Englishman Thomas Minton is said to have designed the original Willow Pattern plate. He combined various Chinese elements, and it's at this time — 1780 — that the story was probably invented. It doesn't seem to be an actual Chinese design or story and it doesn't seem to appear on any earlier Chinese imports. He designed it for for Thomas Turner of Caughley, Shropshire, and it was soon copied by other English potteries; Royal Worcester, Spode, Adams, Wedgwood, Davenport, Clews, Leeds and Swansea were among the earliest.
Blue and white was a traditional and popular color scheme, in China as well as Europe, because although porcelain when fired came out a beautiful white, it had to be fired at such a high temperature that the only pigment that would reliably withstand the high furnace temperatures was cobalt blue, formed with cobalt oxide — mined in Persia and imported into China. For other colors you had to fire the pot, first at the high temperatures required for porcelain, then reglaze it and add the other colors in a second layer, then fire the pots again at a lower temperature, so blue and white was also cheaper and easier to produce.
It was hugely popular, not only for Chinese designs, but also with Italian scenes.
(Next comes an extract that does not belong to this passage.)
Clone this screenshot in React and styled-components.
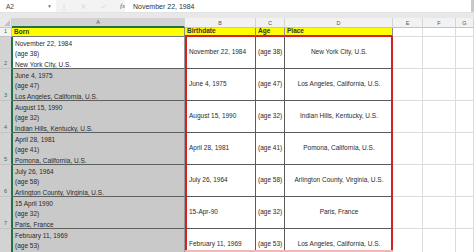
import styled, { createGlobalStyle } from "styled-components";
import { X, Check } from "lucide-react";

const GlobalStyle = createGlobalStyle`
  html, body {
    margin: 0;
    padding: 0;
    background: #ffffff;
  }
  body {
    font-family: "Liberation Sans", Arial, sans-serif;
    width: 474px;
    height: 252px;
    overflow: hidden;
  }
`;

const Sheet = styled.div`
  width: 474px;
  height: 252px;
  overflow: hidden;
  background: #ffffff;
`;

const FormulaBar = styled.div`
  display: flex;
  align-items: stretch;
  height: 12px;
  background: #f3f3f3;
  border-bottom: 1px solid #e2e2e2;
`;

const NameBox = styled.div`
  width: 56px;
  display: flex;
  align-items: center;
  justify-content: space-between;
  padding: 0 4px 0 6px;
  box-sizing: border-box;
  background: #ffffff;
  font-size: 6.5px;
  color: #444;
`;

const Caret = styled.span`
  font-size: 5px;
  color: #777;
`;

const Tools = styled.div`
  width: 69px;
  display: flex;
  align-items: center;
  gap: 13px;
  padding-left: 5px;
  box-sizing: border-box;
  color: #b8b8b8;
  font-size: 6px;
`;

const Fx = styled.span`
  font-family: "Liberation Serif", serif;
  font-style: italic;
  color: #666;
  font-size: 7px;
`;

const FormulaInput = styled.div`
  flex: 1;
  display: flex;
  align-items: center;
  padding-left: 8px;
  background: #ffffff;
  font-size: 7px;
  color: #333;
  border-right: 3px solid #c8c8c8;
`;

const Gap = styled.div`
  height: 5px;
  background: #e8e8e8;
`;

const Grid = styled.div`
  display: grid;
  grid-template-columns: 12px 173px 71px 29px 108px 30px 33px 18px;
  grid-template-rows: 10px 9px repeat(7, 32px);
  height: 234px;
  overflow: hidden;
  position: relative;
`;

const PinkEdge = styled.div`
  position: absolute;
  left: 185px;
  width: 208px;
  bottom: 0;
  height: 2px;
  background: #f2b8b8;
`;

const Corner = styled.div`
  background: #e9e9e9;
  border-right: 1px solid #d0d0d0;
  border-bottom: 1px solid #c4c4c4;
  box-sizing: border-box;
  position: relative;
  &::after {
    content: "";
    position: absolute;
    right: 1px;
    bottom: 1px;
    border-left: 6px solid transparent;
    border-bottom: 6px solid #c2c2c2;
  }
`;

const ColHead = styled.div`
  display: flex;
  align-items: center;
  justify-content: center;
  font-size: 5.5px;
  color: #555;
  box-sizing: border-box;
  background: ${(p) => (p.$active ? "#d3d3d3" : "#f2f2f2")};
  border-right: 1px solid #d4d4d4;
  border-bottom: ${(p) => (p.$active ? "2px solid #217346" : "1px solid #c4c4c4")};
`;

const RowHead = styled.div`
  display: flex;
  align-items: flex-end;
  justify-content: center;
  padding-bottom: 2px;
  font-size: 5.5px;
  color: ${(p) => (p.$active ? "#217346" : "#555")};
  box-sizing: border-box;
  background: ${(p) => (p.$active ? "#d3d3d3" : "#f2f2f2")};
  border-right: ${(p) => (p.$active ? "1px solid #217346" : "1px solid #c4c4c4")};
  border-bottom: 1px solid #c4c4c4;
`;

const HeadCell = styled.div`
  background: #ffff00;
  font-weight: bold;
  font-size: 6.5px;
  color: #333;
  display: flex;
  align-items: flex-end;
  padding: 0 0 1px 2px;
  box-sizing: border-box;
  border-right: 1px solid #8a8a8a;
  border-bottom: ${(p) => (p.$red ? "2px solid #d42020" : "1px solid #777")};
`;

const Cell = styled.div`
  box-sizing: border-box;
  display: flex;
  flex-direction: column;
  justify-content: ${(p) => (p.$top ? "flex-start" : "center")};
  align-items: ${(p) => (p.$center ? "center" : "flex-start")};
  padding: ${(p) => (p.$top ? "2px 0 0 2px" : "0 0 0 2px")};
  font-size: 6.5px;
  line-height: 10.4px;
  color: #2a2a2a;
  white-space: nowrap;
  overflow: hidden;
  background: ${(p) => p.$bg || "#ffffff"};
  border-bottom: 1px solid ${(p) => p.$line || "#5a5a5a"};
  border-right: ${(p) => p.$right || "1px solid #5a5a5a"};
  border-left: ${(p) => p.$left || "none"};
`;

const Blank = styled.div`
  box-sizing: border-box;
  border-right: 1px solid #dcdcdc;
  border-bottom: 1px solid #dcdcdc;
  background: #ffffff;
`;

const people = [
  { born: "November 22, 1984", age: "(age 38)", place: "New York City, U.S.", birth: "November 22, 1984" },
  { born: "June 4, 1975", age: "(age 47)", place: "Los Angeles, California, U.S.", birth: "June 4, 1975" },
  { born: "August 15, 1990", age: "(age 32)", place: "Indian Hills, Kentucky, U.S.", birth: "August 15, 1990" },
  { born: "April 28, 1981", age: "(age 41)", place: "Pomona, California, U.S.", birth: "April 28, 1981" },
  { born: "July 26, 1964", age: "(age 58)", place: "Arlington County, Virginia, U.S.", birth: "July 26, 1964" },
  { born: "15 April 1990", age: "(age 32)", place: "Paris, France", birth: "15-Apr-90" },
  { born: "February 11, 1969", age: "(age 53)", place: "Los Angeles, California, U.S.", birth: "February 11, 1969" },
];

const letters = ["A", "B", "C", "D", "E", "F", "G"];
const RED = "2px solid #d42020";

export default function App() {
  return (
    <Sheet>
      <GlobalStyle />
      <FormulaBar>
        <NameBox>
          A2 <Caret>▼</Caret>
        </NameBox>
        <Tools>
          <span>⋮</span>
          <X size={7} strokeWidth={1.5} />
          <Check size={7} strokeWidth={1.5} />
          <Fx>fx</Fx>
        </Tools>
        <FormulaInput>November 22, 1984</FormulaInput>
      </FormulaBar>
      <Gap />
      <Grid>
        <Corner />
        {letters.map((l) => (
          <ColHead key={l} $active={l === "A"}>
            {l}
          </ColHead>
        ))}

        <RowHead>1</RowHead>
        <HeadCell>Born</HeadCell>
        <HeadCell $red>Birthdate</HeadCell>
        <HeadCell $red>Age</HeadCell>
        <HeadCell $red>Place</HeadCell>
        <Blank />
        <Blank />
        <Blank />

        {people.map((p, i) => (
          <Row key={i} p={p} n={i + 2} first={i === 0} />
        ))}
        <PinkEdge />
      </Grid>
    </Sheet>
  );
}

function Row({ p, n, first }) {
  return (
    <>
      <RowHead $active>{n}</RowHead>
      <Cell
        $top
        $bg={first ? "#ffffff" : "#c9c9c9"}
        $left="1px solid #217346"
        $line="#606060"
        $right="1px solid #9a9a9a"
      >
        <span>{p.born}</span>
        <span>{p.age}</span>
        <span>{p.place}</span>
      </Cell>
      <Cell $left={RED}>{p.birth}</Cell>
      <Cell>{p.age}</Cell>
      <Cell $center $right={RED}>
        {p.place}
      </Cell>
      <Blank />
      <Blank />
      <Blank />
    </>
  );
}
The item above isn't a gravy boat, though you may be forgiven for thinking it. It's a "ladies urinal" also called a "bourdeloue" — very popular and useful in the 18th century with those enormous dresses. And if you want more detail about how it was used, including a painting of a woman in full dress using one, click here. (The word makes me wonder whether that's where we get the slang word for a toilet used by women in the UK and Australia -- the loo.)
Blue and white is such a pretty combination, it's no wonder it was so popular then, and has remained so ever since. The cups and saucers on the right are some old ones from my other grandmother — and even though they were made in England, you can see how the Chinese style still prevailed — no handles.
So what about you — do you like the willow pattern design? Do you have any willow pattern plates or dishes? Remember them from your childhood? And do you have any special plates or dishes you treasure?